THE SIX Nations begins this weekend and what we saw at Westminster this week had parallels to rugby – the Brexit ball was kicked deep into touch while a weak team facing tough opponents sought time to debate what to do to get their game back on track.

Even more worrying was that the team captain, in the shape of the Prime Minister, seemed to regard this as a success. Sticking with the rugby metaphor it was perhaps a marginally better outcome than the others available, in the shape of the various amendments, but it did not alter the arithmetic of the game.

Delusion seems to the word of the day at Westminster. Both the government and the Labour party failed to secure the outcomes they wanted because of dissent on both the front and back benches.

The government is choosing to ignore, for now, a vote by politicians that made clear 'no deal' should not be the outcome of the Brexit process. It is then going to Brussels, knowing that the Withdrawal Agreement will not be re-opened by EU heads of state. Instead the debate will focus on the non-binding political wish list attached to what was agreed in Brussels. As a result we have a prime minister ignoring a non-binding vote in the Commons on 'no deal' going to Brussels to discuss a non-binding political document separate to the deal she says she will renegotiate.

This might seem a long way from agriculture, but until we find a way out of the maze Brexit has become, everything else is akin to rearranging the deckchairs on the Titanic. Farmers and the farming lobby know exactly what they want. They want a sound business relationship with the EU-27, be that via a trade deal, membership of the EU or membership of the European Economic Area.

When many farmers voted to leave the EU they wanted to escape regulations. They did not want to end up with their future dictated by the extreme Brexiteers of the Conservative party and a prime minister whose main goal now is to prevent her party from splitting.

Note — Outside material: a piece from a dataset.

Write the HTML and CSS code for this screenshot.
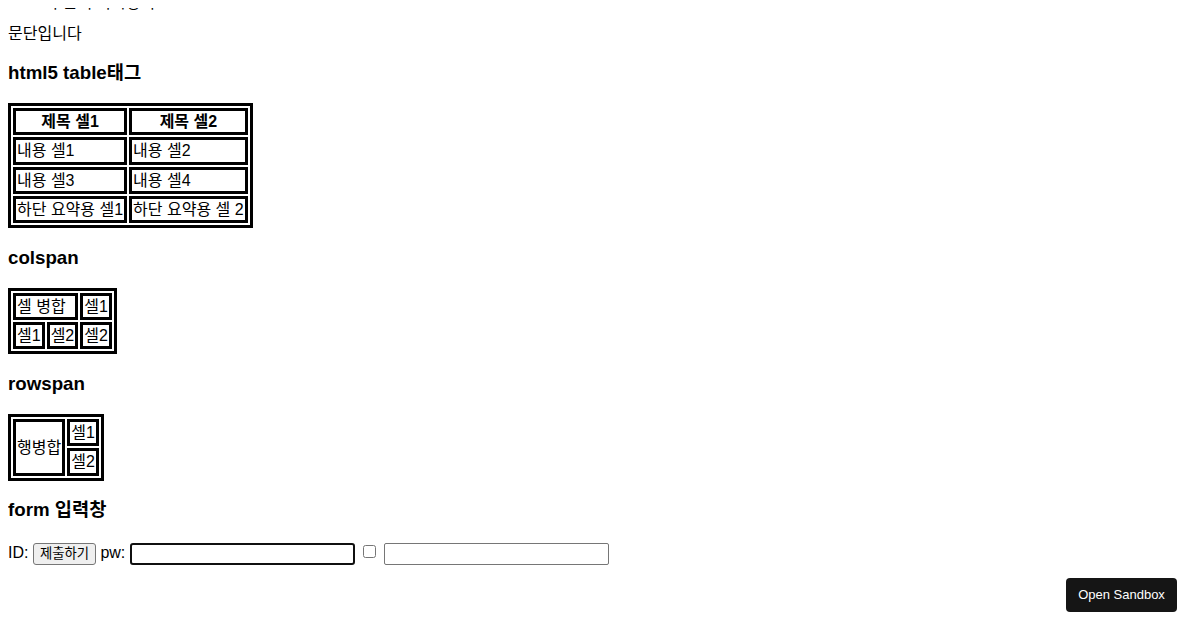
FILE: index.html
```html
<!DOCTYPE html>
<html lang="ko">
<head>
<meta charset="utf-8">
<title>html5 table</title>
<link rel="stylesheet" href="styles.css">
</head>
<body>
<ul class="list-cut"><li>무순서 목록항목</li></ul>
<p class="lead">문단입니다</p>

<h3>html5 table태그</h3>
<table class="grid">
  <thead>
    <tr><th>제목 셀1</th><th>제목 셀2</th></tr>
  </thead>
  <tbody>
    <tr><td>내용 셀1</td><td>내용 셀2</td></tr>
    <tr><td>내용 셀3</td><td>내용 셀4</td></tr>
  </tbody>
  <tfoot>
    <tr><td>하단 요약용 셀1</td><td>하단 요약용 셀 2</td></tr>
  </tfoot>
</table>

<h3>colspan</h3>
<table class="grid">
  <tr><td colspan="2">셀 병합</td><td>셀1</td></tr>
  <tr><td>셀1</td><td>셀2</td><td>셀2</td></tr>
</table>

<h3>rowspan</h3>
<table class="grid">
  <tr><td rowspan="2">행병합</td><td>셀1</td></tr>
  <tr><td>셀2</td></tr>
</table>

<h3>form 입력창</h3>
<form class="login">
  ID: <button type="button" class="btn">제출하기</button> pw: <input type="password" class="field field-focus" autofocus> <input type="checkbox" class="check"> <input type="text" class="field">
</form>

<a class="sandbox-btn" href="#">Open Sandbox</a>
</body>
</html>
```

FILE: styles.css
```css
html, body {
  background: #ffffff;
}

body {
  margin: 8px;
  font-family: "Liberation Sans", Arial, "Noto Sans CJK KR", sans-serif;
  font-size: 16px;
  line-height: 1.2;
  color: #000000;
}

.list-cut {
  margin: -15px 0 0;
  padding-left: 40px;
}

p {
  margin: 16px 0;
}

.lead {
  margin-top: 12px;
}

h3 {
  font-size: 1.17em;
  margin: 1em 0;
  font-weight: bold;
}

.grid {
  border: 3px solid #000000;
  border-spacing: 2px;
}

.grid th,
.grid td {
  border: 3px solid #000000;
  padding: 1px;
}

.grid th {
  font-weight: bold;
  text-align: center;
}

.grid td {
  text-align: left;
  vertical-align: middle;
}

.login {
  margin: 0;
  padding-top: 2px;
}

.btn {
  font-family: "Liberation Sans", Arial, "Noto Sans CJK KR", sans-serif;
  font-size: 13.33px;
  line-height: 16px;
  height: 22px;
  padding: 1px 6px;
  border: 1px solid #767676;
  border-radius: 3px;
  background: #efefef;
  color: #000000;
  vertical-align: baseline;
}

.field {
  box-sizing: border-box;
  width: 225px;
  height: 22px;
  border: 1px solid #767676;
  border-radius: 2px;
  padding: 1px 2px;
  font-family: "Liberation Sans", Arial, sans-serif;
  font-size: 13.33px;
  background: #ffffff;
}

.field-focus,
.field-focus:focus {
  border: 2px solid #101010;
  border-radius: 3px;
  outline: none;
  caret-color: #000000;
}

.check {
  width: 13px;
  height: 13px;
  margin: 3px 3px 3px 4px;
}

.sandbox-btn {
  position: fixed;
  right: 23px;
  bottom: 18px;
  box-sizing: border-box;
  width: 111px;
  height: 34px;
  display: flex;
  align-items: center;
  justify-content: center;
  background: #151515;
  color: #ffffff;
  border-radius: 4px;
  font-family: "Liberation Sans", Arial, sans-serif;
  font-size: 13px;
  text-decoration: none;
}
```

This happened over the Corn Laws in the 1870s. That was about cheaper grain imports from Europe and was a battle between those who wanted cheaper food for the majority and rich landlords who wanted high grain prices maintained. There any many parallels with that today and even if a fudge is stitched together the rift in the Conservative party will not be healed.

Labour are little better, with a massive split between the left and the centre, and Jeremy Corbyn failed to land a killer blow, or indeed any blow, while his nemesis was on the ropes. If the government is to come back with a 'deal' from Brussels that can get through Westminster, this will demand a mix of delusion and faith. The delusion will be that anything has changed over the backstop, when that will not be the case. The faith will be that things can improve after the UK leaves the EU on the basis of the Withdrawal Bill, with two years to negotiate a relationship that works.

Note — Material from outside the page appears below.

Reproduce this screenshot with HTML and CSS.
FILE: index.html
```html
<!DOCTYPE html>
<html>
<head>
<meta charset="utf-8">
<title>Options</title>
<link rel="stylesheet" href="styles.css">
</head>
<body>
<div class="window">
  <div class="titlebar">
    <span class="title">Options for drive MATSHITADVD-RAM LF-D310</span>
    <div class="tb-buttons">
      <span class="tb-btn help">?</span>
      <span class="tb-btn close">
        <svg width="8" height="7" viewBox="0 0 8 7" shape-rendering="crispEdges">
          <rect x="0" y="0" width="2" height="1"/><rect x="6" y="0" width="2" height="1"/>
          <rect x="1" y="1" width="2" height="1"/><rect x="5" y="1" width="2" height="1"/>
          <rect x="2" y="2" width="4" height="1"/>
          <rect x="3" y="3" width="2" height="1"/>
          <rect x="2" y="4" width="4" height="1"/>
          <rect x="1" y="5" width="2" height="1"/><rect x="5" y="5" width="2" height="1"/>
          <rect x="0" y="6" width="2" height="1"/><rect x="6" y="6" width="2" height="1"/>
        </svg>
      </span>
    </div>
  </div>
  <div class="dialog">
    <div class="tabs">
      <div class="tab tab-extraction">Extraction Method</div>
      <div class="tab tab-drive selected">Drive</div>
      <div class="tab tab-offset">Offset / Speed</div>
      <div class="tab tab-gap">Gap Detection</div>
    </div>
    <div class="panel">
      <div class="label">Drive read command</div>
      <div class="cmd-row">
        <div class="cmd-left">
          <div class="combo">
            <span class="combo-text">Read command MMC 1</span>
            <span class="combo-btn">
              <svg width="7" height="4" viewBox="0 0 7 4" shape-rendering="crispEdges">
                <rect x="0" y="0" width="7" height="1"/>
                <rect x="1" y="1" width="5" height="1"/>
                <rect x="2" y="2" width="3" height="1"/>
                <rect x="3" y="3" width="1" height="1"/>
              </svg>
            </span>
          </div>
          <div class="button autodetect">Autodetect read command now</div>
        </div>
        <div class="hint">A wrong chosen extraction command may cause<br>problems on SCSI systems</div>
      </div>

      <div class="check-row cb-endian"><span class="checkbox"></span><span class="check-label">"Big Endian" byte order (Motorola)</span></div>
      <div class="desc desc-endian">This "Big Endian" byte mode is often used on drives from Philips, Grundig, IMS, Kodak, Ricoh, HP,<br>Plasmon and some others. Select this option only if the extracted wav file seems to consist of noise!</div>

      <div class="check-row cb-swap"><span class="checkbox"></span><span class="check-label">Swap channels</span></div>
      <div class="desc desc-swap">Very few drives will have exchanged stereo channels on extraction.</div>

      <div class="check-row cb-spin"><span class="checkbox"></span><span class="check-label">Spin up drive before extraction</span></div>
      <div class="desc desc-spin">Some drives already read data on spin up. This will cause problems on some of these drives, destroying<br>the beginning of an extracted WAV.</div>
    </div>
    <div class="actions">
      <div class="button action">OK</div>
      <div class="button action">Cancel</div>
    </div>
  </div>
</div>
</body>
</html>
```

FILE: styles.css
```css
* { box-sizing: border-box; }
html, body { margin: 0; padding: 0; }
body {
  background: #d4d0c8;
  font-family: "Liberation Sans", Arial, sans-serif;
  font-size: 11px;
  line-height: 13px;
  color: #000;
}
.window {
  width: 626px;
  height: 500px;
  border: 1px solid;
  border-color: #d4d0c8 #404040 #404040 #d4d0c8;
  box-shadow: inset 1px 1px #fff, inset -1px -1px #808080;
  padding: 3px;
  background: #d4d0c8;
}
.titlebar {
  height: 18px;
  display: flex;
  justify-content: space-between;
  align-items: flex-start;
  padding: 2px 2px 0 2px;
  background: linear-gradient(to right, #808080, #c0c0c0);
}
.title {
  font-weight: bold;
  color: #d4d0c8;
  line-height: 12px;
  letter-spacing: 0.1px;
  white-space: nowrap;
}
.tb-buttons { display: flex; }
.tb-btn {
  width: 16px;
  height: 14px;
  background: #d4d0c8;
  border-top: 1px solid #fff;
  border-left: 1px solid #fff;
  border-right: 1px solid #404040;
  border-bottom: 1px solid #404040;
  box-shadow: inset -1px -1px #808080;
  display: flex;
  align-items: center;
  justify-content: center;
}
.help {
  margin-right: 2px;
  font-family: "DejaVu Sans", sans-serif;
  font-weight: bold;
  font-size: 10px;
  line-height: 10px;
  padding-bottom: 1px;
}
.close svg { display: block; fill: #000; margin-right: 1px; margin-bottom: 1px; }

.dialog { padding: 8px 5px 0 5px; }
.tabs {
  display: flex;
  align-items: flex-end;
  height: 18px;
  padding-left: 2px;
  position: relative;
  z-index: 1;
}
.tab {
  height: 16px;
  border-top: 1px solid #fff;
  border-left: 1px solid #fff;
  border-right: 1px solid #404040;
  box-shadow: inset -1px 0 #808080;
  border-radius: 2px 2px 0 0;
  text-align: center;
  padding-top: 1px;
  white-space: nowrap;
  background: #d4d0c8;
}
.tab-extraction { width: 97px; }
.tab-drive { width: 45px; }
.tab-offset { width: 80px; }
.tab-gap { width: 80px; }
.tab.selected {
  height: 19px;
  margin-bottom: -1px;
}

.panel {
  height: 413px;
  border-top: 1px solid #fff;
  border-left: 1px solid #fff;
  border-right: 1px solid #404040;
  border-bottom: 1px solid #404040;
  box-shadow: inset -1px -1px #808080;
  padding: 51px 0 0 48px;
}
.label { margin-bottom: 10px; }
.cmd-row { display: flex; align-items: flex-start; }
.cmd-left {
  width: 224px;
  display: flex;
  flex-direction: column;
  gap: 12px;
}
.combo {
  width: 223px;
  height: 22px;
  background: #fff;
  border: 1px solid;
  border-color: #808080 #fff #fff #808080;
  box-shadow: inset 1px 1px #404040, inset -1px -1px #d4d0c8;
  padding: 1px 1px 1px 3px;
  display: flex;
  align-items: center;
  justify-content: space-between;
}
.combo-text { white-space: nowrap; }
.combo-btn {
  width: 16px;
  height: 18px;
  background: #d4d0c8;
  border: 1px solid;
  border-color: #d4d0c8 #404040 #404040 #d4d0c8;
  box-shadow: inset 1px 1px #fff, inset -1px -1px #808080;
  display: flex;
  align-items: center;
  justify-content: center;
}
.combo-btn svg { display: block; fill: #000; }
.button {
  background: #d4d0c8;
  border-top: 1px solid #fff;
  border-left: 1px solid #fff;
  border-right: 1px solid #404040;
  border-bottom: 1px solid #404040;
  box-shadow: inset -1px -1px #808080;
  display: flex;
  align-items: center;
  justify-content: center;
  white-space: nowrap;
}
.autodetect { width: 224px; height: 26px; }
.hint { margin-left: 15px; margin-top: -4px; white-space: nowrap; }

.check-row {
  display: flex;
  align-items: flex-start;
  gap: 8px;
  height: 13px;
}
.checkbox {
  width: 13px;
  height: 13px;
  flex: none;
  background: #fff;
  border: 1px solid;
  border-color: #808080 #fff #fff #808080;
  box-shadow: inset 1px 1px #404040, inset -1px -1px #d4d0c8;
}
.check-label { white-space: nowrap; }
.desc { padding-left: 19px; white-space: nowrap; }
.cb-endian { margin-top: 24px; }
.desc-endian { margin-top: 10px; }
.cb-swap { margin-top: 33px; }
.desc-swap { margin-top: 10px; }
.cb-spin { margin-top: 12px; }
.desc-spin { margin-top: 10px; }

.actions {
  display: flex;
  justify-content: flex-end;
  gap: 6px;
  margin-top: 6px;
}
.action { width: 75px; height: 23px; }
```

The questions the Brexiteers of the Tory party need to ask themselves is whether they really believe the EU can be pushed to ignore its principles. This is what they will not do for the sake of the economy, yet they expect 27 member states of the EU to overturn their own principles.

If the result, come March 29, is the chaos of a 'no deal' outcome they will have brought that on the UK because of a refusal to accept the EU is not bluffing. If it costs the EU money to maintain its principles it will find it. If there is a deal, the prime minister will have to convince her party it is meaningful.

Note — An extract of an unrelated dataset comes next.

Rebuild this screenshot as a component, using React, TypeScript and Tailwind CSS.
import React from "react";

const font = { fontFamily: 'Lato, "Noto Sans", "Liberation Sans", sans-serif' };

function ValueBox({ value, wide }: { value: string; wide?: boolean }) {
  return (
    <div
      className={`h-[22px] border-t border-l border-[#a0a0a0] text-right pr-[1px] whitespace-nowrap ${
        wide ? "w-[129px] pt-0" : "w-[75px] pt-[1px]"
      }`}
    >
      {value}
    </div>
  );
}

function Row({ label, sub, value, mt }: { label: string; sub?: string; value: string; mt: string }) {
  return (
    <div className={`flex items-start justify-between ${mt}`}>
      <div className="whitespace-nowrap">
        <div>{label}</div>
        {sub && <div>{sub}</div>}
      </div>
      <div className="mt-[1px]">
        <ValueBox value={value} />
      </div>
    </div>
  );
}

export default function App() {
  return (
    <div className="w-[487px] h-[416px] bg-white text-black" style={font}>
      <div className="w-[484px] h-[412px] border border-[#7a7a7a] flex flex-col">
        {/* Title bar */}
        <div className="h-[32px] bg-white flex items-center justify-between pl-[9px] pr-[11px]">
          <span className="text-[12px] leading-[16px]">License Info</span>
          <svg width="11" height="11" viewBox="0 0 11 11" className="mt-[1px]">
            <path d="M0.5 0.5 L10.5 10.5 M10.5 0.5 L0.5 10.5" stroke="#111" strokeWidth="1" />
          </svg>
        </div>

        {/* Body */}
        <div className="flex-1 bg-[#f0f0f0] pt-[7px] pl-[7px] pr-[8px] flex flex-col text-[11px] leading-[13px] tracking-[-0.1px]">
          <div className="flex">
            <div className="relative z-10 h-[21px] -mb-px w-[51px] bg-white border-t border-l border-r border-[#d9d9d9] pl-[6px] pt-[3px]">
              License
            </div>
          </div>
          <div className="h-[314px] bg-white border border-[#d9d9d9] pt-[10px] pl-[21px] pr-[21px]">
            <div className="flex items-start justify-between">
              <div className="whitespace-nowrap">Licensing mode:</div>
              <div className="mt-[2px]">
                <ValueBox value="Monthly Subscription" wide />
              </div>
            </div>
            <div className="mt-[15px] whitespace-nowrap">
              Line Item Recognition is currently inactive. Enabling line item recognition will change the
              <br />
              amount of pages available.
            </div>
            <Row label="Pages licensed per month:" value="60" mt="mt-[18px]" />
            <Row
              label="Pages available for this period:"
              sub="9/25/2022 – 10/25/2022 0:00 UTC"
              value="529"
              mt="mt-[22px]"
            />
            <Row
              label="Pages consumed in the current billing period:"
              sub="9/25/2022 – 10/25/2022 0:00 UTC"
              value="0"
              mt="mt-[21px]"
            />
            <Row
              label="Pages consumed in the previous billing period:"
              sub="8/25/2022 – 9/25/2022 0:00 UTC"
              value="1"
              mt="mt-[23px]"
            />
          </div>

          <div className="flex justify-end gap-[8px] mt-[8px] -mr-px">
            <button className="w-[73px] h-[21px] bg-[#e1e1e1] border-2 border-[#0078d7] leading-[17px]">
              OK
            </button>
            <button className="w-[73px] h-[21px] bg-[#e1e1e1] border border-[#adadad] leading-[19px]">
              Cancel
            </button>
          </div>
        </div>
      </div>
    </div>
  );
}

Even tougher will be convincing the DUP, when one of its MP's reaction to the threat of food shortages was that people could go 'to the chippy'. That is now the level of debate by those holding the economy to ransom over Brexit.

The only certainty farmers, or anyone else in business has, is that we are in the endgame of this stage of the negotiation. What the outcome will be is hard to guess – but my hunch would be that we will remain in some form of customs union with the EU-27 and give them even more money that the £39 billion divorce deal already done.